E perché di questo essenziale elemento conoscitivo non si è tenuto conto neanche al momento della ristrutturazione con conseguente ampliamento della struttura? Forse perché in questo nostro “Belpaese” tutto ha più valore della vita umana?
Il 18 gennaio 2017, tra dipendenti e ospiti, nell’hotel c’erano complessivamente 40 persone. In situazioni di evidente disagio meteorologico scuole, locali ed edifici pubblici vengono evacuati, perché un hotel di tale notorietà ed importanza per l’economia abruzzese non è stato evacuato da chi di dovere? Perché di fronte all’infuriare della tempesta di neve, che cadeva e si accumulava senza sosta, non è stata comunicata ad ospiti e personale l’esigenza di lasciare l’hotel?
Inoltre, quel maledetto mercoledì Ilaria non doveva essere lì. Era il suo giorno libero, giorno che da sempre sfruttava per tornare a casa e rivedere famiglia e amici. Ilaria, insieme alle altre vittime di questa immane tragedia, è stata costretta a rimanere lì. Dall’impervia natura? No, da chi ha lasciato che l’hotel restasse isolato.
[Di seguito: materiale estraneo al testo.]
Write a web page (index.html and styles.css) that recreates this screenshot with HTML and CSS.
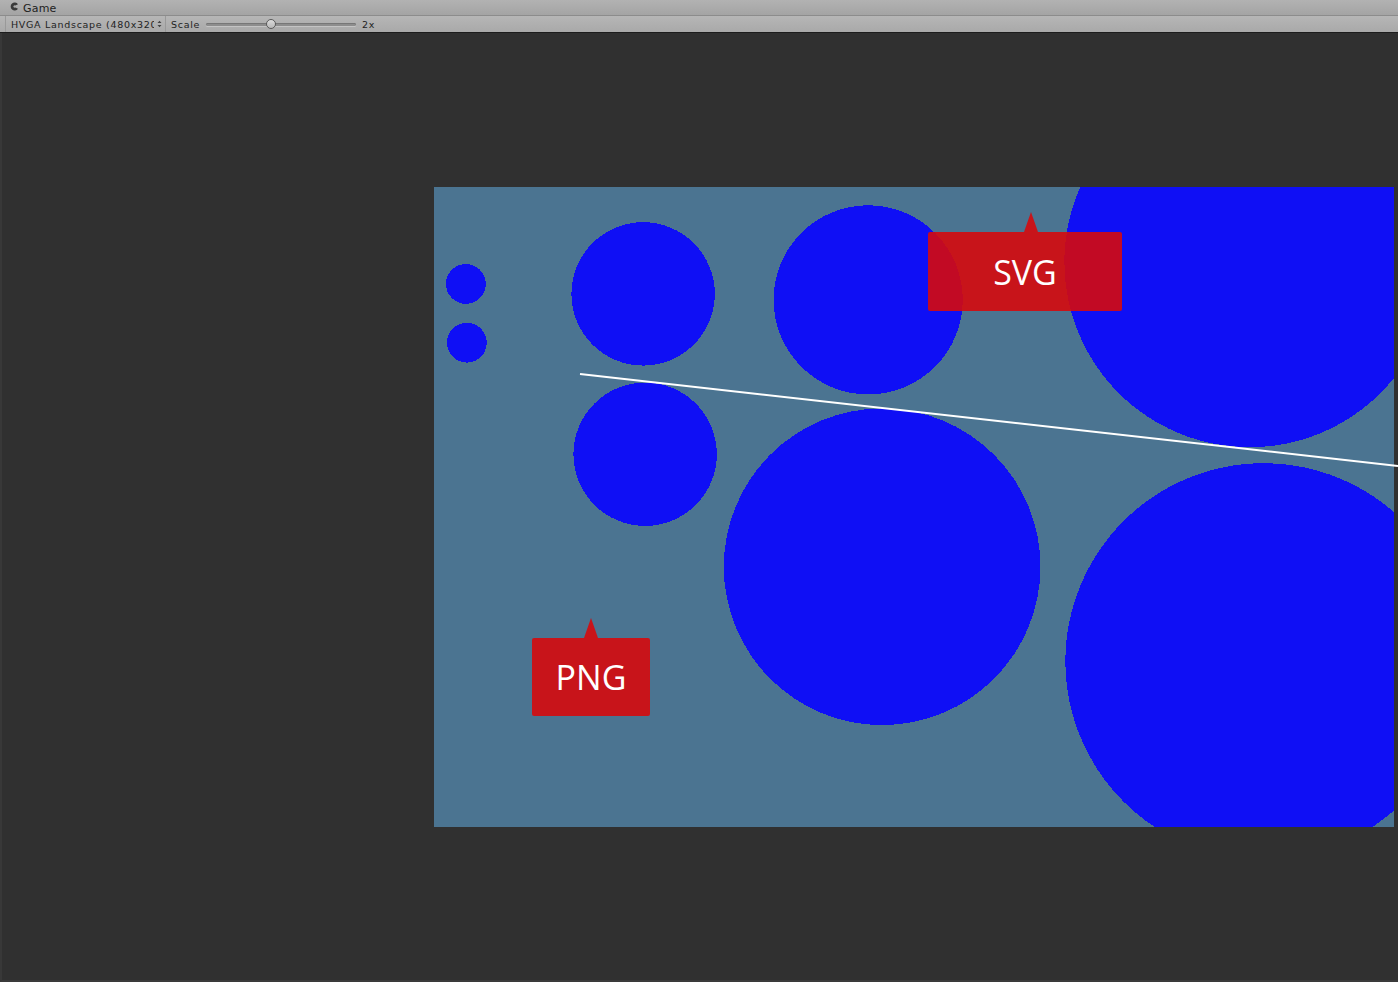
FILE: index.html
```html
<!DOCTYPE html>
<html>
<head>
<meta charset="utf-8">
<link rel="stylesheet" href="styles.css">
</head>
<body>
<div class="window">
  <div class="titlebar">
    <svg class="tab-icon" width="9" height="9" viewBox="0 0 9 9"><path d="M8 2.3 A4 4 0 1 0 8 6.7 L5.4 5.6 A1.3 1.3 0 1 1 5.4 3.4 Z" fill="#3a3a3a"/></svg>
    <span class="tab-label">Game</span>
  </div>
  <div class="toolbar">
    <div class="tb-gap"></div>
    <div class="dropdown">
      <span class="dd-text">HVGA Landscape (480x320</span>
      <svg class="dd-arrows" width="5" height="8" viewBox="0 0 5 8"><path d="M0.5 3 L2.5 0.8 L4.5 3 Z M0.5 5 L2.5 7.2 L4.5 5 Z" fill="#444"/></svg>
    </div>
    <span class="scale-label">Scale</span>
    <div class="slider"><div class="thumb"></div></div>
    <span class="scale-val">2x</span>
  </div>
  <div class="stage">
    <div class="game">
      <svg class="scene" width="964" height="640" viewBox="0 0 964 640" shape-rendering="crispEdges">
        <circle cx="32" cy="96" r="20" fill="#0f0ff5"/>
        <circle cx="33" cy="155" r="20" fill="#0f0ff5"/>
        <circle cx="210" cy="106" r="72" fill="#0f0ff5"/>
        <circle cx="436" cy="112" r="95" fill="#0f0ff5"/>
        <circle cx="212" cy="267" r="72" fill="#0f0ff5"/>
        <circle cx="450" cy="380" r="159" fill="#0f0ff5"/>
        <circle cx="819" cy="74" r="186" fill="#0f0ff5"/>
        <circle cx="833" cy="475" r="199" fill="#0f0ff5"/>
      </svg>
      <svg class="ray" width="964" height="300" viewBox="0 0 964 300"><line x1="146" y1="187" x2="964" y2="279" stroke="#ffffff" stroke-width="2"/></svg>
      <div class="tag tag-svg">SVG</div>
      <div class="tag tag-png">PNG</div>
    </div>
  </div>
</div>
</body>
</html>
```

FILE: styles.css
```css
html, body {
  margin: 0;
  padding: 0;
  background: #303030;
  overflow: hidden;
}
.window {
  width: 1398px;
  height: 982px;
  display: flex;
  flex-direction: column;
  font-family: "DejaVu Sans", "Liberation Sans", sans-serif;
}
.titlebar {
  height: 15px;
  background: linear-gradient(#b2b2b2, #a4a4a4);
  border-bottom: 1px solid #8c8c8c;
  display: flex;
  align-items: center;
  padding-left: 10px;
  gap: 4px;
}
.tab-icon { margin-top: -2px; }
.tab-label {
  font-size: 11px;
  color: #1e1e1e;
  margin-top: 2px;
  letter-spacing: 0.2px;
}
.toolbar {
  height: 16px;
  background: linear-gradient(#b6b6b6, #a9a9a9);
  border-bottom: 1px solid #1c1c1c;
  display: flex;
  align-items: center;
  font-size: 9.5px;
  color: #222;
  letter-spacing: 0.7px;
}
.tb-gap {
  width: 5px;
  height: 16px;
  border-right: 1px solid #999;
}
.dropdown {
  width: 160px;
  height: 16px;
  display: flex;
  align-items: center;
  border-right: 1px solid #999;
  box-sizing: border-box;
  padding-left: 5px;
}
.dd-text {
  width: 143px;
  overflow: hidden;
  white-space: nowrap;
}
.dd-arrows { margin-left: 3px; }
.scale-label { margin-left: 5px; }
.slider {
  width: 150px;
  height: 3px;
  margin-left: 6px;
  border-radius: 2px;
  background: #8d8d8d;
  box-shadow: inset 0 1px 0 #777, 0 1px 0 #c4c4c4;
  position: relative;
}
.thumb {
  position: absolute;
  left: 60px;
  top: -4px;
  width: 10px;
  height: 10px;
  box-sizing: border-box;
  border-radius: 50%;
  border: 1px solid #5a5a5a;
  background: linear-gradient(#dcdcdc, #b8b8b8);
}
.scale-val { margin-left: 6px; }
.stage {
  flex: 1;
  border-left: 2px solid #383838;
  border-bottom: 2px solid #3a3a3a;
  padding-left: 432px;
  padding-top: 154px;
}
.game {
  width: 960px;
  height: 640px;
  background: #4b7491;
  position: relative;
}
.scene {
  position: absolute;
  left: 0;
  top: 0;
  width: 960px;
  overflow: hidden;
}
.ray {
  position: absolute;
  left: 0;
  top: 0;
  overflow: visible;
}
.tag {
  position: absolute;
  background: rgba(214, 10, 13, 0.9);
  border-radius: 2px;
  color: #fff;
  font-family: "Open Sans", "Noto Sans", sans-serif;
  display: flex;
  align-items: center;
  justify-content: center;
}
.tag::before {
  content: "";
  position: absolute;
  top: -20px;
  border-left: 7px solid transparent;
  border-right: 7px solid transparent;
  border-bottom: 20px solid rgba(214, 10, 13, 0.9);
}
.tag-svg {
  left: 494px;
  top: 45px;
  width: 194px;
  height: 79px;
  font-size: 34px;
}
.tag-svg::before { left: 96px; }
.tag-png {
  left: 98px;
  top: 451px;
  width: 118px;
  height: 78px;
  font-size: 34px;
}
.tag-png::before { left: 52px; }
```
Da chi non ha pulito le strade, ormai non percorribili, intrappolando e sequestrando di fatto quaranta persone. Perché di sequestro si tratta quando un essere umano viene costretto a restare in un ambiente contro la propria volontà. Ilaria si era accorta delle crescenti difficoltà e voleva tornare a casa. “Voglio tornare a casa”, aveva scritto a sua madre poco prima che il bianco la sommergesse. Ma Ilaria non ha avuto la possibilità di tornare a casa e, nello stesso modo, questa possibilità è stata negata a chiunque in quel momento si trovasse all’interno dell’hotel. Eppure in quei giorni l’ormai famoso Meteomont aveva già riferito del probabile pericolo valanghe sull’Appennino centrale e, in particolare, sulle pendici della parte orientale del Gran Sasso. Il pericolo dunque c’era, era tangibile e concreto, ma questa segnalazione si è dispersa chissà dove, tra una disumana catena di rimbalzi e pretesti. Sicuramente non è compito nostro accertare la verità, né decidere chi avrebbe dovuto far sì che tutto ciò non accadesse, tuttavia è certo che questa tragedia poteva essere evitata. Questo chiediamo a gran voce, che giustizia venga fatta. Siamo in un Paese in cui troppo spesso si resta nell’irrisolto e nel taciuto, noi invece non abbiamo intenzione di tacere.
Niente e nessuno potrà mai restituirci Ilaria, né il suo battito e il suo respiro, ma noi ci batteremo affinché chi non ha avuto il coraggio di assumersi le proprie responsabilità finora finalmente lo faccia e paghi.